5.貸金業規制法改正の影響(上限金利の引き下げ)
2006年の貸金業規制法改正における最大の焦点は、かねてから問題となっていたグレーゾーン金利の原因である出資法の上限金利をどこまで引き下げるかということでした。基本的に利息制限法の上限に合わせ20%となることは明確でしたが、段階的に行うのか一気に20%まで下げるのか、例外規定を設けるのかということが改正の焦点となりました。
貸金業界としてはもちろん段階的な引き下げを望んでいたのですが、大手貸金業者の業務停止問題が大きく影響したのか、結果としては2010年には上限を20%として例外も設けないこととなりました。早急に金利の引き下げを行うことが多重債務者の防止につながり、消費者を保護することになると判断されたのです。
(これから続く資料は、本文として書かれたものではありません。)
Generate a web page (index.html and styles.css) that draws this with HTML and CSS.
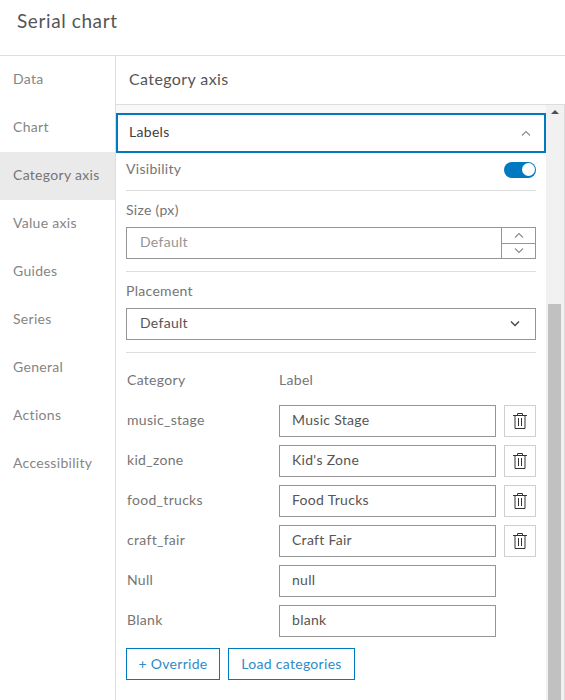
FILE: index.html
```html
<!DOCTYPE html>
<html lang="en">
<head>
    <meta charset="UTF-8">
    <meta name="viewport" content="width=device-width, initial-scale=1.0">
    <title>Serial chart</title>
    <link rel="stylesheet" href="styles.css">
</head>
<body>
    <header class="page-title">Serial chart</header>
    <div class="layout">
        <nav class="sidebar">
            <div class="nav-item">Data</div>
            <div class="nav-item">Chart</div>
            <div class="nav-item active">Category axis</div>
            <div class="nav-item">Value axis</div>
            <div class="nav-item">Guides</div>
            <div class="nav-item">Series</div>
            <div class="nav-item">General</div>
            <div class="nav-item">Actions</div>
            <div class="nav-item">Accessibility</div>
        </nav>
        <main class="panel">
            <div class="panel-title">Category axis</div>
            <div class="panel-body">
                <div class="scroller">
                    <div class="accordion-head">
                        <span>Labels</span>
                        <svg class="chev" width="10" height="6" viewBox="0 0 10 6"><path d="M1 5.5 5 1.5l4 4" /></svg>
                    </div>
                    <div class="section">
                        <div class="row-between visibility">
                            <span class="visibility-label">Visibility</span>
                            <span class="toggle"><span class="knob"></span></span>
                        </div>
                    </div>
                    <div class="section size-section">
                        <div class="field-label">Size (px)</div>
                        <div class="number-input">
                            <span class="placeholder">Default</span>
                            <div class="spinner">
                                <span class="spin"><svg class="chev" width="10" height="6" viewBox="0 0 10 6"><path d="M1 5.5 5 1.5l4 4" /></svg></span>
                                <span class="spin"><svg class="chev" width="10" height="6" viewBox="0 0 10 6"><path d="M1 .5l4 4 4-4" /></svg></span>
                            </div>
                        </div>
                    </div>
                    <div class="section placement-section">
                        <div class="field-label">Placement</div>
                        <div class="select">
                            <span>Default</span>
                            <svg class="chev dark" width="10" height="6" viewBox="0 0 10 6"><path d="M1 .5l4 4 4-4" /></svg>
                        </div>
                    </div>
                    <div class="table">
                        <div class="table-head">
                            <span class="col-key">Category</span>
                            <span>Label</span>
                        </div>
                        <div class="table-row">
                            <span class="col-key">music_stage</span>
                            <span class="text-input">Music Stage</span>
                            <button class="trash"><svg width="14" height="16" viewBox="0 0 14 16"><path d="M0 2.500h14M4.500 2.500V.5h5v2M2 2.500v13h10v-13M5.500 5v8M8.500 5v8" /></svg></button>
                        </div>
                        <div class="table-row">
                            <span class="col-key">kid_zone</span>
                            <span class="text-input">Kid's Zone</span>
                            <button class="trash"><svg width="14" height="16" viewBox="0 0 14 16"><path d="M0 2.500h14M4.500 2.500V.5h5v2M2 2.500v13h10v-13M5.500 5v8M8.500 5v8" /></svg></button>
                        </div>
                        <div class="table-row">
                            <span class="col-key">food_trucks</span>
                            <span class="text-input">Food Trucks</span>
                            <button class="trash"><svg width="14" height="16" viewBox="0 0 14 16"><path d="M0 2.500h14M4.500 2.500V.5h5v2M2 2.500v13h10v-13M5.500 5v8M8.500 5v8" /></svg></button>
                        </div>
                        <div class="table-row">
                            <span class="col-key">craft_fair</span>
                            <span class="text-input">Craft Fair</span>
                            <button class="trash"><svg width="14" height="16" viewBox="0 0 14 16"><path d="M0 2.500h14M4.500 2.500V.5h5v2M2 2.500v13h10v-13M5.500 5v8M8.500 5v8" /></svg></button>
                        </div>
                        <div class="table-row">
                            <span class="col-key">Null</span>
                            <span class="text-input">null</span>
                        </div>
                        <div class="table-row">
                            <span class="col-key">Blank</span>
                            <span class="text-input">blank</span>
                        </div>
                    </div>
                    <div class="actions">
                        <button class="btn override">+ Override</button>
                        <button class="btn">Load categories</button>
                    </div>
                </div>
                <div class="scrollbar">
                    <span class="arrow-up"></span>
                    <span class="thumb"></span>
                </div>
            </div>
        </main>
    </div>
</body>
</html>
```

FILE: styles.css
```css
* {
    box-sizing: border-box;
}

html, body {
    height: 100%;
}

body {
    margin: 0;
    height: 700px;
    overflow: hidden;
    background: #fff;
    color: #757575;
    font-family: Lato, "Open Sans", sans-serif;
    font-size: 14px;
    display: flex;
    flex-direction: column;
}

.page-title {
    height: 56px;
    flex: none;
    padding: 9px 17px 0;
    font-size: 19px;
    line-height: 24px;
    letter-spacing: 0.6px;
    color: #555;
    border-bottom: 1px solid #ddd;
}

.layout {
    flex: 1;
    display: flex;
    min-height: 0;
}

.sidebar {
    width: 116px;
    flex: none;
    border-right: 1px solid #ddd;
}

.nav-item {
    height: 48px;
    padding-left: 13px;
    line-height: 45px;
    letter-spacing: 0.3px;
    color: #858585;
}

.nav-item.active {
    background: #eaeaea;
    color: #757575;
}

.panel {
    flex: 1;
    min-width: 0;
    display: flex;
    flex-direction: column;
}

.panel-title {
    height: 49px;
    flex: none;
    padding-left: 13px;
    line-height: 46px;
    font-size: 16px;
    letter-spacing: 0.4px;
    color: #555;
    border-bottom: 1px solid #ddd;
}

.panel-body {
    flex: 1;
    min-height: 0;
    display: flex;
}

.scroller {
    width: 430px;
    flex: none;
    padding-top: 8px;
    background: linear-gradient(#f8f8f8 8px, #fff 8px);
}

.accordion-head {
    height: 40px;
    padding: 0 13px 3px 11px;
    border: 2px solid #0079c1;
    background: #fff;
    color: #404040;
    letter-spacing: 0.3px;
    display: flex;
    align-items: center;
    justify-content: space-between;
}

.chev {
    fill: none;
    stroke: #8a8a8a;
    stroke-width: 1.100;
}

.accordion-head .chev {
    margin-top: 3px;
}

.chev.dark {
    stroke: #444;
    stroke-width: 1.300;
}

.section {
    margin: 0 10px;
    border-bottom: 1px solid #ddd;
    letter-spacing: 0.3px;
}

.row-between {
    display: flex;
    align-items: center;
    justify-content: space-between;
}

.visibility {
    height: 37px;
    padding-bottom: 4px;
}

.visibility-label {
    margin-bottom: 2px;
}

.toggle {
    width: 32px;
    height: 16px;
    border-radius: 8px;
    background: #0079c1;
    display: flex;
    justify-content: flex-end;
    align-items: center;
    padding-right: 1px;
}

.knob {
    width: 13px;
    height: 13px;
    border-radius: 50%;
    background: #fff;
}

.field-label {
    line-height: 20px;
    margin-bottom: 7px;
}

.size-section {
    height: 81px;
    padding-top: 9px;
}

.placement-section {
    height: 81px;
    padding-top: 9px;
}

.number-input {
    height: 32px;
    border: 1px solid #959595;
    display: flex;
    align-items: center;
    justify-content: space-between;
}

.placeholder {
    padding: 0 0 3px 13px;
    color: #959595;
}

.spinner {
    width: 34px;
    height: 100%;
    flex: none;
    border-left: 1px solid #959595;
    display: flex;
    flex-direction: column;
}

.spin {
    flex: 1;
    display: flex;
    align-items: center;
    justify-content: center;
}

.spin:first-child {
    border-bottom: 1px solid #959595;
}

.select {
    height: 32px;
    padding: 0 15px 3px 13px;
    border: 1px solid #959595;
    color: #555;
    display: flex;
    align-items: center;
    justify-content: space-between;
}

.select .chev {
    margin-top: 3px;
}

.table {
    padding: 8px 10px 0;
    letter-spacing: 0.3px;
}

.table-head {
    height: 40px;
    display: flex;
    align-items: center;
    padding-bottom: 4px;
}

.table-row {
    height: 40px;
    display: flex;
    align-items: center;
    gap: 8px;
}

.col-key {
    width: 153px;
    flex: none;
    padding-left: 1px;
}

.table-row .col-key {
    margin: 0 -8px 4px 0;
}

.text-input {
    width: 217px;
    height: 32px;
    flex: none;
    padding-left: 12px;
    line-height: 28px;
    border: 1px solid #959595;
    color: #555;
}

.trash {
    width: 32px;
    height: 32px;
    flex: none;
    padding: 0;
    background: #fff;
    border: 1px solid #cfcfcf;
    display: flex;
    align-items: center;
    justify-content: center;
}

.trash svg {
    fill: none;
    stroke: #333;
    stroke-width: 1;
}

.actions {
    display: flex;
    gap: 8px;
    padding: 7px 10px 0;
}

.btn {
    width: 127px;
    height: 32px;
    padding: 0 0 2px;
    background: #fff;
    border: 1px solid #0079c1;
    color: #2b8cc9;
    font: inherit;
    letter-spacing: 0.3px;
}

.btn.override {
    width: 94px;
}

.scrollbar {
    flex: 1;
    background: #f1f1f1;
    border-right: 1px solid #ddd;
    padding: 5px 3px 0 2px;
    display: flex;
    flex-direction: column;
    align-items: center;
}

.arrow-up {
    width: 0;
    height: 0;
    flex: none;
    border-left: 4px solid transparent;
    border-right: 4px solid transparent;
    border-bottom: 4px solid #505050;
}

.thumb {
    width: 13px;
    flex: 1;
    margin-top: 190px;
    background: #c1c1c1;
}
```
金利の引き下げと総量規制による年収の1/3までの貸付限度により、消費者金融業界における業者のメリットは少なくなり、外資系の企業は消費者金融部門を売却することも検討しています(2007.11にはGEコンシューマーがレイク売却の入札を発表し、アコム・プロミスが関心を示しています)。
貸金業界全体の利益が圧縮され結果として業界再編成の動きを加速している一方、消費者に与える影響はどうでしょうか。
金利を引き下げれば消費者にとってメリットがあるだろうと考えるのは当然のことです。年利で10%下がることで支払利息は大幅に軽減されます。単純計算ですが100万円の借入残高があれば年間10万円(月8300円)も支払いが軽減されます。
しかしこれはすでに借入を受けている人のメリットです。これから借入する人はどうでしょうか?もちろん新規であっても審査が通り貸付を受ければ低金利のメリットは得られますが、問題はその審査です。
消費者金融業者の中には法施行を待たずに前倒しで金利の引き下げを実行しているところがあります。当然のことですが金利を引き下げた場合には審査基準が厳しくなります。結果として契約成約率が低下していることが現実に起こっています。
今までは金利がある程度高かったため消費者金融業者は貸し倒れのリスクを補うことができました。金利引き下げでリスクを考え審査基準を上げることは企業として当然のことといえます。
しかし、そのためはじき出され審査基準を外れることになった客層は低金利のメリットを受ける前に借入することすらできなくなってしまいました。
金利引き下げによる影響は貸金業者だけではなく、本来メリット受けるべき消費者にもデメリットを与えているのが現状です。